CEO Daniel Wall, who started at Expeditors in 1987 as a messenger and rose through the ranks over nearly four decades, took over in April 2025. The tech organization is now run by CIO Courtney Hawkins, who joined in 2024 after roles at Starbucks, Nike, Nordstrom, and Zulily.
Expeditors did not respond to GeekWire's requests for comment.
The 230 positions represent about 15% of Expeditors' 1,500-person global tech workforce. The company posted $11.07 billion in revenue and $810 million in profit in 2025. Its Q1 2026 earnings, released May 5, showed revenue up 4% to $2.8 billion and net earnings up 13% to $230 million.
In that same release, CFO David Hackett said the company had made "essential investments in technology, including artificial intelligence" in 2025 and was achieving productivity gains. The layoffs came five weeks later.

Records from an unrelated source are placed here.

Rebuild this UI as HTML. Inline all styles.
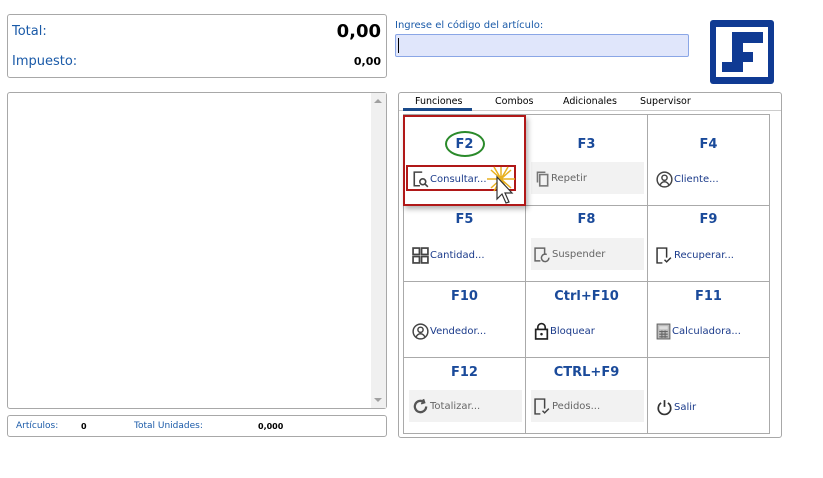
<!DOCTYPE html><html><head><meta charset="utf-8"><style>
*{box-sizing:border-box;margin:0;padding:0}
body{width:823px;height:478px;background:#fff;font-family:"DejaVu Sans","Liberation Sans",sans-serif;position:relative;overflow:hidden}
.a{position:absolute}
.box{position:absolute;border:1px solid #a8a8a8;border-radius:3px;background:#fff}
.blue{color:#1a5aa8}
.cell{position:absolute;border-right:1px solid #aaa;border-bottom:1px solid #aaa;width:122px}
.key{position:absolute;left:0;right:0;text-align:center;font-weight:bold;color:#1a4a9a;font-size:13px}
.btn{position:absolute;left:5px;width:113px;height:32px;font-size:10px;color:#333;display:flex;align-items:center;padding-left:3px}
.btn.g{background:#f2f2f2;color:#666}
.btn.b{color:#1a3a8a}
.btn svg{margin-right:1px;flex:none}
</style></head><body>
<div class="box" style="left:7px;top:14px;width:380px;height:64px">
 <div class="a blue" style="left:4px;top:9px;font-size:13px">Total:</div>
 <div class="a" style="right:5px;top:6px;font-size:18px;font-weight:bold">0,00</div>
 <div class="a blue" style="left:4px;top:39px;font-size:13px">Impuesto:</div>
 <div class="a" style="right:5px;top:40px;font-size:11px;font-weight:bold">0,00</div>
</div>
<div class="box" style="left:7px;top:92px;width:380px;height:317px">
 <div class="a" style="right:0;top:0;width:15px;height:315px;background:#f0f0f0"></div>
 <div class="a" style="right:4px;top:6px;width:0;height:0;border:4px solid transparent;border-bottom-color:#a0a0a0;border-top:0"></div>
 <div class="a" style="right:4px;bottom:6px;width:0;height:0;border:4px solid transparent;border-top-color:#a0a0a0;border-bottom:0"></div>
</div>
<div class="box" style="left:7px;top:415px;width:380px;height:22px;font-size:9px">
 <div class="a blue" style="left:8px;top:5px">Artículos:</div>
 <div class="a" style="left:73px;top:6px;font-weight:bold;font-size:8px">0</div>
 <div class="a blue" style="left:126px;top:5px">Total Unidades:</div>
 <div class="a" style="left:250px;top:6px;font-weight:bold;font-size:8px">0,000</div>
</div>
<div class="a blue" style="left:395px;top:20px;font-size:10px">Ingrese el código del artículo:</div>
<div class="a" style="left:395px;top:34px;width:294px;height:23px;background:#e0e6fb;border:1px solid #8aa6e6;border-radius:2px"><div class="a" style="left:2px;top:3px;width:1px;height:15px;background:#000"></div></div>
<div class="a" style="left:710px;top:20px;width:64px;height:64px;background:#0f3a93;border-radius:3px">
 <div class="a" style="left:6px;top:7px;width:52px;height:50px;background:#fff"></div>
 <div class="a" style="left:22px;top:12px;width:31px;height:11px;background:#0f3a93"></div>
 <div class="a" style="left:22px;top:12px;width:11px;height:40px;background:#0f3a93"></div>
 <div class="a" style="left:22px;top:32px;width:21px;height:10px;background:#0f3a93"></div>
 <div class="a" style="left:12px;top:42px;width:21px;height:10px;background:#0f3a93"></div>
</div>
<div class="box" style="left:398px;top:92px;width:384px;height:346px">
 <div class="a" style="left:0;top:17px;width:382px;height:1px;background:#ccc"></div>
 <div class="a" style="left:16px;top:3px;font-size:9.5px">Funciones</div>
 <div class="a" style="left:4px;top:15px;width:69px;height:3px;background:#1a4a8a"></div>
 <div class="a" style="left:96px;top:3px;font-size:9.5px">Combos</div>
 <div class="a" style="left:164px;top:3px;font-size:9.5px">Adicionales</div>
 <div class="a" style="left:241px;top:3px;font-size:9.5px">Supervisor</div>
</div>
<div class="a" style="left:403px;top:114px;width:367px;height:320px;border-left:1px solid #aaa;border-top:1px solid #aaa">
 <div class="cell" style="left:0;top:0;height:91px"><div class="key" style="top:22px">F2</div><div class="btn b" style="top:48px"><svg width="17" height="17" viewBox="0 0 15 15" fill="none" stroke="#444" stroke-width="1.4"><path d="M9 1H2v12h5"/><circle cx="9.5" cy="9.5" r="2.6"/><path d="M11.5 11.5l2.5 2.5"/></svg>Consultar...</div></div>
 <div class="cell" style="left:122px;top:0;height:91px"><div class="key" style="top:22px">F3</div><div class="btn g" style="top:47px"><svg width="16" height="17" viewBox="0 0 14 15" fill="none" stroke="#777" stroke-width="1.4"><path d="M3 11V2h7"/><rect x="5" y="4" width="7" height="10"/></svg>Repetir</div></div>
 <div class="cell" style="left:244px;top:0;height:91px"><div class="key" style="top:22px">F4</div><div class="btn b" style="top:48px"><svg width="17" height="17" viewBox="0 0 15 15" fill="none" stroke="#444" stroke-width="1.3"><circle cx="7.5" cy="7.5" r="6.5"/><circle cx="7.5" cy="6" r="2.3"/><path d="M3.5 12.5c1-2 2.5-3 4-3s3 1 4 3"/></svg>Cliente...</div></div>
 <div class="cell" style="left:0;top:91px;height:76px"><div class="key" style="top:6px">F5</div><div class="btn b" style="top:33px"><svg width="17" height="17" viewBox="0 0 16 16" fill="none" stroke="#444" stroke-width="1.6"><rect x="1" y="1" width="6" height="6"/><rect x="9" y="1" width="6" height="6"/><rect x="1" y="9" width="6" height="6"/><rect x="9" y="9" width="6" height="6"/></svg>Cantidad...</div></div>
 <div class="cell" style="left:122px;top:91px;height:76px"><div class="key" style="top:6px">F8</div><div class="btn g" style="top:32px"><svg width="17" height="17" viewBox="0 0 16 16" fill="none" stroke="#666" stroke-width="1.4"><path d="M6 14H1V2h9v5"/><path d="M14 11a3.5 3.5 0 1 1-2-3"/></svg>Suspender</div></div>
 <div class="cell" style="left:244px;top:91px;height:76px"><div class="key" style="top:6px">F9</div><div class="btn b" style="top:33px"><svg width="17" height="17" viewBox="0 0 16 16" fill="none" stroke="#333" stroke-width="1.4"><path d="M6 15H1V1h9v9"/><path d="M8 12l2 2 4-4"/></svg>Recuperar...</div></div>
 <div class="cell" style="left:0;top:167px;height:76px"><div class="key" style="top:7px">F10</div><div class="btn b" style="top:33px"><svg width="17" height="17" viewBox="0 0 15 15" fill="none" stroke="#444" stroke-width="1.3"><circle cx="7.5" cy="7.5" r="6.5"/><circle cx="7.5" cy="6" r="2.3"/><path d="M3.5 12.5c1-2 2.5-3 4-3s3 1 4 3"/></svg>Vendedor...</div></div>
 <div class="cell" style="left:122px;top:167px;height:76px"><div class="key" style="top:7px">Ctrl+F10</div><div class="btn b" style="top:33px"><svg width="15" height="18" viewBox="0 0 14 17"><path d="M3.5 7V5a3.5 3.5 0 0 1 7 0v2" fill="none" stroke="#222" stroke-width="1.6"/><rect x="1.5" y="7" width="11" height="9" fill="none" stroke="#222" stroke-width="1.6"/><circle cx="7" cy="11.5" r="1.2" fill="#222"/></svg>Bloquear</div></div>
 <div class="cell" style="left:244px;top:167px;height:76px"><div class="key" style="top:7px">F11</div><div class="btn b" style="top:33px"><svg width="15" height="17" viewBox="0 0 14 16"><rect x="1" y="1" width="12" height="14" fill="#bbb" stroke="#666"/><rect x="3" y="3" width="8" height="3" fill="#ddd"/><path d="M3 8h8M3 10.5h8M3 13h8M5.5 7v7M8.5 7v7" stroke="#666"/></svg>Calculadora...</div></div>
 <div class="cell" style="left:0;top:243px;height:76px"><div class="key" style="top:7px">F12</div><div class="btn g" style="top:32px"><svg width="17" height="17" viewBox="0 0 15 15" fill="none" stroke="#555" stroke-width="2"><path d="M12.5 7.5a5 5 0 1 1-2-4"/><path d="M10 1l1 3-3 1" stroke-width="1.6"/></svg>Totalizar...</div></div>
 <div class="cell" style="left:122px;top:243px;height:76px"><div class="key" style="top:7px">CTRL+F9</div><div class="btn g" style="top:32px"><svg width="17" height="17" viewBox="0 0 16 16" fill="none" stroke="#444" stroke-width="1.4"><path d="M6 15H1V1h9v9"/><path d="M8 12l2 2 4-4"/></svg>Pedidos...</div></div>
 <div class="cell" style="left:244px;top:243px;height:76px"><div class="btn b" style="top:33px"><svg width="17" height="17" viewBox="0 0 15 15" fill="none" stroke="#333" stroke-width="1.5"><path d="M4.5 3.5a5.5 5.5 0 1 0 6 0M7.5 1v6"/></svg>Salir</div></div>
</div>
<div class="a" style="left:403px;top:115px;width:123px;height:91px;border:2px solid #b01818;box-shadow:2px 3px 5px rgba(0,0,0,.3)"></div>
<div class="a" style="left:406px;top:165px;width:110px;height:26px;border:2px solid #b01818"></div>
<div class="a" style="left:445px;top:131px;width:40px;height:26px;border:2px solid #2a8a2a;border-radius:50%"></div>
<svg class="a" style="left:485px;top:165px" width="32" height="42" viewBox="0 0 32 42"><g stroke="#e8b020" stroke-width="1.5"><path d="M2 14h28M16 2v26M6 5l20 18M26 5L6 23M9 2l14 24M23 2L9 26"/></g><path d="M12 12v22l5-5 4 9 3-1-4-9h7z" fill="#fff" stroke="#333" stroke-width="1.2"/></svg>
</body></html>
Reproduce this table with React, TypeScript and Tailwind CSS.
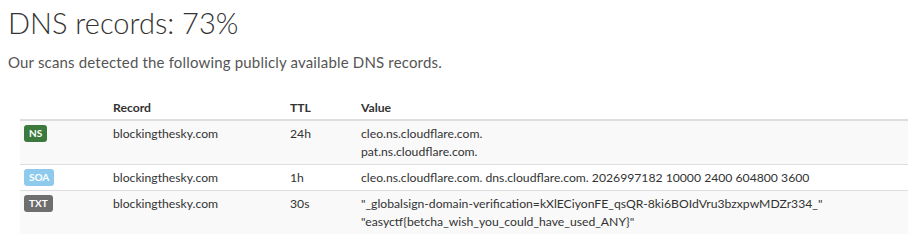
import React from "react";

const font = { fontFamily: "Lato, 'Liberation Sans', sans-serif" };

function Badge({ label, cls }: { label: string; cls: string }) {
  return (
    <span
      className={`inline-flex h-[17px] items-center justify-center rounded-[3px] px-[5px] text-[10px] font-bold leading-none text-white ${cls}`}
    >
      {label}
    </span>
  );
}

export default function App() {
  const rows = [
    {
      badge: <Badge label="NS" cls="bg-[#3b7a3c]" />,
      record: "blockingthesky.com",
      ttl: "24h",
      value: ["cleo.ns.cloudflare.com.", "pat.ns.cloudflare.com."],
      bg: "bg-[#f9f9f9]",
    },
    {
      badge: <Badge label="SOA" cls="bg-[#8ecaee]" />,
      record: "blockingthesky.com",
      ttl: "1h",
      value: ["cleo.ns.cloudflare.com. dns.cloudflare.com. 2026997182 10000 2400 604800 3600"],
      bg: "bg-white",
    },
    {
      badge: <Badge label="TXT" cls="bg-[#6e6e6e]" />,
      record: "blockingthesky.com",
      ttl: "30s",
      value: [
        '"_globalsign-domain-verification=kXlECiyonFE_qsQR-8ki6BOIdVru3bzxpwMDZr334_"',
        '"easyctf{betcha_wish_you_could_have_used_ANY}"',
      ],
      bg: "bg-[#f9f9f9]",
    },
  ];
  return (
    <div className="h-[248px] w-[914px] bg-white text-[#333]" style={font}>
      <h1 className="pl-2 pt-[5px] text-[29px] font-light leading-[36px] text-[#333]">DNS records: 73%</h1>
      <p className="mt-[11px] pl-2 text-[15px] leading-[20px] tracking-[0.17px] text-[#555]">
        Our scans detected the following publicly available DNS records.
      </p>
      <div className="ml-5 mr-[6px] mt-[27px] text-[12.2px]">
        <div className="grid grid-cols-[93px_177px_71px_1fr] border-b-2 border-[#ddd] pb-[2px] font-bold leading-[18px]">
          <div />
          <div>Record</div>
          <div>TTL</div>
          <div>Value</div>
        </div>
        {rows.map((r, i) => (
          <div
            key={i}
            className={`grid grid-cols-[93px_177px_71px_1fr] border-b border-[#ddd] pb-[3px] pt-[4px] leading-[18px] last:border-b-0 ${r.bg}`}
          >
            <div className="-mt-[1px] pl-1">{r.badge}</div>
            <div>{r.record}</div>
            <div>{r.ttl}</div>
            <div>
              {r.value.map((v, j) => (
                <div key={j}>{v}</div>
              ))}
            </div>
          </div>
        ))}
      </div>
    </div>
  );
}
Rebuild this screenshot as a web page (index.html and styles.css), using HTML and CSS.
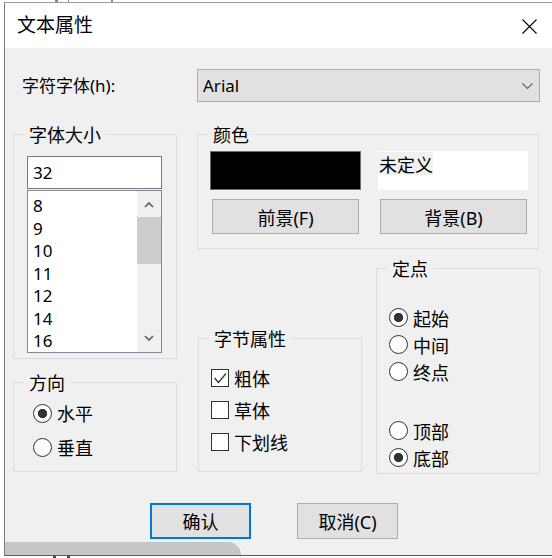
FILE: index.html
```html
<!DOCTYPE html>
<html lang="zh-CN">
<head>
    <meta charset="utf-8">
    <title>文本属性</title>
    <link rel="stylesheet" href="styles.css">
</head>
<body>
    <div class="behind behind-top">
        <span class="mark" style="margin-left: 55px; width: 3px"></span>
        <span class="mark" style="margin-left: 10px; width: 1px"></span>
        <span class="mark" style="margin-left: 42px; width: 2px"></span>
    </div>

    <div class="dialog" role="dialog" aria-label="文本属性">
        <header class="titlebar">
            <span class="title">文本属性</span>
            <svg class="close" width="15" height="15" viewBox="0 0 15 15" aria-hidden="true">
                <path d="M0.5 0.5 L14.5 14.5 M14.5 0.5 L0.5 14.5" stroke="#000" stroke-width="1.1" fill="none"/>
            </svg>
        </header>

        <div class="client">
            <div class="font-row">
                <label class="font-label">字符字体(h):</label>
                <div class="select">
                    <span>Arial</span>
                    <svg width="11" height="7" viewBox="0 0 11 7" aria-hidden="true">
                        <polyline points="0.5,0.5 5.5,5.5 10.5,0.5" stroke="#606060" stroke-width="1.1" fill="none"/>
                    </svg>
                </div>
            </div>

            <div class="groups">
                <div class="left-col">
                    <section class="group group-size">
                        <div class="group-title">字体大小</div>
                        <div class="size-edit">32</div>
                        <div class="size-list">
                            <ul class="size-items">
                                <li>8</li>
                                <li>9</li>
                                <li>10</li>
                                <li>11</li>
                                <li>12</li>
                                <li>14</li>
                                <li>16</li>
                            </ul>
                            <div class="scrollbar">
                                <div class="scroll-btn">
                                    <svg width="10" height="7" viewBox="0 0 10 7"><polyline points="1,6 5,2 9,6" stroke="#606060" stroke-width="1.7" fill="none"/></svg>
                                </div>
                                <div class="scroll-thumb"></div>
                                <div class="scroll-btn scroll-btn-down">
                                    <svg width="10" height="7" viewBox="0 0 10 7"><polyline points="1,1 5,5 9,1" stroke="#606060" stroke-width="1.7" fill="none"/></svg>
                                </div>
                            </div>
                        </div>
                    </section>

                    <section class="group group-dir">
                        <div class="group-title">方向</div>
                        <div class="options">
                            <div class="option"><span class="radio checked"></span>水平</div>
                            <div class="option"><span class="radio"></span>垂直</div>
                        </div>
                    </section>
                </div>

                <section class="group group-color">
                    <div class="group-title">颜色</div>
                    <div class="swatches">
                        <div class="swatch swatch-fg"></div>
                        <div class="swatch swatch-bg"><span>未定义</span></div>
                    </div>
                    <div class="swatch-buttons">
                        <button class="btn btn-wide">前景(F)</button>
                        <button class="btn btn-wide">背景(B)</button>
                    </div>
                </section>

                <section class="group group-style">
                    <div class="group-title">字节属性</div>
                    <div class="options">
                        <div class="option"><span class="checkbox"><svg width="16" height="16" viewBox="0 0 16 16"><polyline points="2.5,8 6.5,12.5 14,3.5" stroke="#333" stroke-width="1.3" fill="none"/></svg></span>粗体</div>
                        <div class="option"><span class="checkbox"></span>草体</div>
                        <div class="option"><span class="checkbox"></span>下划线</div>
                    </div>
                </section>

                <section class="group group-anchor">
                    <div class="group-title">定点</div>
                    <div class="options">
                        <div class="option"><span class="radio checked"></span>起始</div>
                        <div class="option"><span class="radio"></span>中间</div>
                        <div class="option"><span class="radio"></span>终点</div>
                        <div class="option option-gap"><span class="radio"></span>顶部</div>
                        <div class="option"><span class="radio checked"></span>底部</div>
                    </div>
                </section>
            </div>

            <div class="actions">
                <button class="btn btn-action btn-default">确认</button>
                <button class="btn btn-action">取消(C)</button>
            </div>

            <div class="peek"></div>
        </div>
    </div>

    <div class="behind behind-bottom">
        <span class="mark" style="margin-left: 53px; width: 3px"></span>
        <span class="mark" style="margin-left: 11px; width: 3px"></span>
    </div>
</body>
</html>
```

FILE: styles.css
```css
:root {
    --face: #f0f0f0;
    --group-line: #dcdcdc;
    --btn-face: #e1e1e1;
    --btn-line: #adadad;
    --glyph: #333333;
}

* {
    margin: 0;
    padding: 0;
    box-sizing: border-box;
}

body {
    width: 552px;
    height: 558px;
    overflow: hidden;
    background: #ffffff;
    font-family: "Noto Sans", "Noto Sans CJK SC", sans-serif;
    font-size: 18px;
    color: #000;
}

/* bits of the window behind the dialog */
.behind {
    display: flex;
    height: 2px;
    background: #ffffff;
}

.mark {
    display: block;
    height: 100%;
    background: #8c8c8c;
}

.behind-bottom .mark {
    background: #4a4a4a;
}

.dialog {
    margin-left: 4px;
    width: 548px;
    border-top: 1px solid #9a9a9a;
    border-left: 1px solid #7e7e7e;
    border-bottom: 1px solid #5c5c5c;
}

.titlebar {
    height: 45px;
    background: #ffffff;
    display: flex;
    align-items: center;
    justify-content: space-between;
    padding: 0 15px 0 12px;
}

.title {
    font-size: 19px;
    line-height: 45px;
}

.close {
    display: block;
    margin-top: 1px;
}

.client {
    background: var(--face);
    padding: 21px 12px 0 8px;
}

/* font row */
.font-row {
    display: flex;
    height: 33px;
}

.font-label {
    width: 175px;
    margin-left: 9px;
    line-height: 33px;
    font-size: 17px;
}

.select {
    flex: 1;
    display: flex;
    align-items: center;
    justify-content: space-between;
    padding: 0 6px 0 5px;
    background: var(--btn-face);
    border: 1px solid var(--btn-line);
    font-size: 17px;
}

.select svg {
    display: block;
    margin-top: 1px;
}

/* group boxes */
.groups {
    margin-top: 32px;
    display: grid;
    grid-template-columns: 184px 179px 164px;
    grid-template-rows: 115px 206px;
    row-gap: 19px;
}

.group {
    border: 1px solid var(--group-line);
    width: 164px;
}

.group-title {
    width: fit-content;
    margin: -10px 0 0 10px;
    padding: 0 5px;
    background: var(--face);
    line-height: 20px;
}

.left-col {
    grid-row: 1 / 3;
    display: flex;
    flex-direction: column;
    gap: 23px;
}

.group-size {
    height: 225px;
}

.size-edit {
    margin: 11px 0 0 13px;
    width: 135px;
    height: 33px;
    border: 1px solid #7a7a7a;
    background: #fff;
    padding-left: 5px;
    line-height: 31px;
    font-size: 17px;
}

.size-list {
    margin: 1px 0 0 13px;
    width: 135px;
    height: 163px;
    border: 1px solid #828790;
    background: #fff;
    display: flex;
}

.size-items {
    flex: 1;
    list-style: none;
    padding: 4px 0 0 5px;
    font-size: 17px;
    line-height: 22.5px;
    overflow: hidden;
}

.scrollbar {
    width: 24px;
    background: var(--face);
    display: flex;
    flex-direction: column;
}

.scroll-btn {
    height: 27px;
    display: flex;
    align-items: center;
    justify-content: center;
}

.scroll-btn-down {
    margin-top: auto;
}

.scroll-thumb {
    height: 47px;
    margin-top: -1px;
    background: #cdcdcd;
}

.group-dir {
    height: 90px;
}

.group-dir .options {
    margin: 3px 0 0 19px;
}

.group-dir .option {
    height: 34px;
}

/* options */
.option {
    display: flex;
    align-items: center;
    gap: 5px;
}

.radio {
    width: 19px;
    height: 19px;
    border: 1px solid var(--glyph);
    border-radius: 50%;
    background: #fff;
    flex: none;
}

.radio.checked {
    background: radial-gradient(circle, var(--glyph) 0 4.3px, #fff 5px);
}

.checkbox {
    width: 18px;
    height: 18px;
    border: 1px solid var(--glyph);
    background: #fff;
    flex: none;
    display: flex;
}

.checkbox svg {
    display: block;
}

/* colour group */
.group-color {
    grid-column: 2 / 4;
    width: 342px;
    height: 115px;
}

.swatches {
    display: flex;
    gap: 17px;
    margin: 6px 0 0 12px;
}

.swatch {
    width: 151px;
    height: 39px;
}

.swatch-fg {
    background: #000;
    border: 1px solid #6d6d6d;
}

.swatch-bg {
    width: 150px;
    background: #fff;
    padding-top: 1px;
}

.swatch-bg span {
    display: inline-block;
    background: #f0f0f0;
    line-height: 20px;
    padding: 3px 0 0 1px;
}

.swatch-buttons {
    display: flex;
    gap: 21px;
    margin: 9px 0 0 14px;
}

.btn {
    font: inherit;
    color: #000;
    background: var(--btn-face);
    border: 1px solid var(--btn-line);
}

.btn-wide {
    width: 147px;
    height: 35px;
}

.group-style {
    grid-column: 2;
    grid-row: 2;
    align-self: end;
    height: 134px;
    margin: 0 0 2px 1px;
}

.group-style .options {
    margin: 13px 0 0 12px;
}

.group-style .option {
    height: 32px;
}

.group-anchor {
    grid-column: 3;
    grid-row: 2;
    height: 206px;
}

.group-anchor .options {
    margin: 25px 0 0 12px;
}

.group-anchor .option {
    height: 27px;
}

.group-anchor .option-gap {
    margin-top: 32px;
}

/* bottom buttons */
.actions {
    display: flex;
    gap: 46px;
    margin-top: 29px;
    padding-left: 137px;
}

.btn-action {
    width: 101px;
    height: 36px;
}

.btn-default {
    border: 2px solid #0078d7;
}

.peek {
    margin: 3px 0 0 -8px;
    width: 236px;
    height: 13px;
    background: #c6c6c6;
    border-top-right-radius: 13px;
}
```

Between Meta, Amazon, and Microsoft, more than 9,700 Seattle-area tech workers have lost jobs since May 2025, according to the Seattle Times. Meta alone cut 1,395 Washington positions with separations effective July 22. Oracle eliminated 491 jobs, mostly downtown. T-Mobile cut 393 statewide.
The Seattle metro unemployment rate hit 5.5% in April, up from 4.4% a year earlier, according to the Washington Employment Security Department. State chief labor economist Anneliese Vance-Sherman said the labor market has been losing momentum for the past couple of years, with that trend continuing into 2026.
Weekday worker foot traffic in downtown Seattle sat at just 60% of 2019 levels in April and fell 6% year-over-year, according to the Downtown Seattle Association, which attributed the decline partly to continued job losses.
Expeditors' 230 affected workers remain on payroll through August 8. More than 11,000 Washington tech workers lost jobs between May 2025 and April 2026, according to Revelio Labs research reported by KUOW, making the state second only to California in tech layoffs over that period.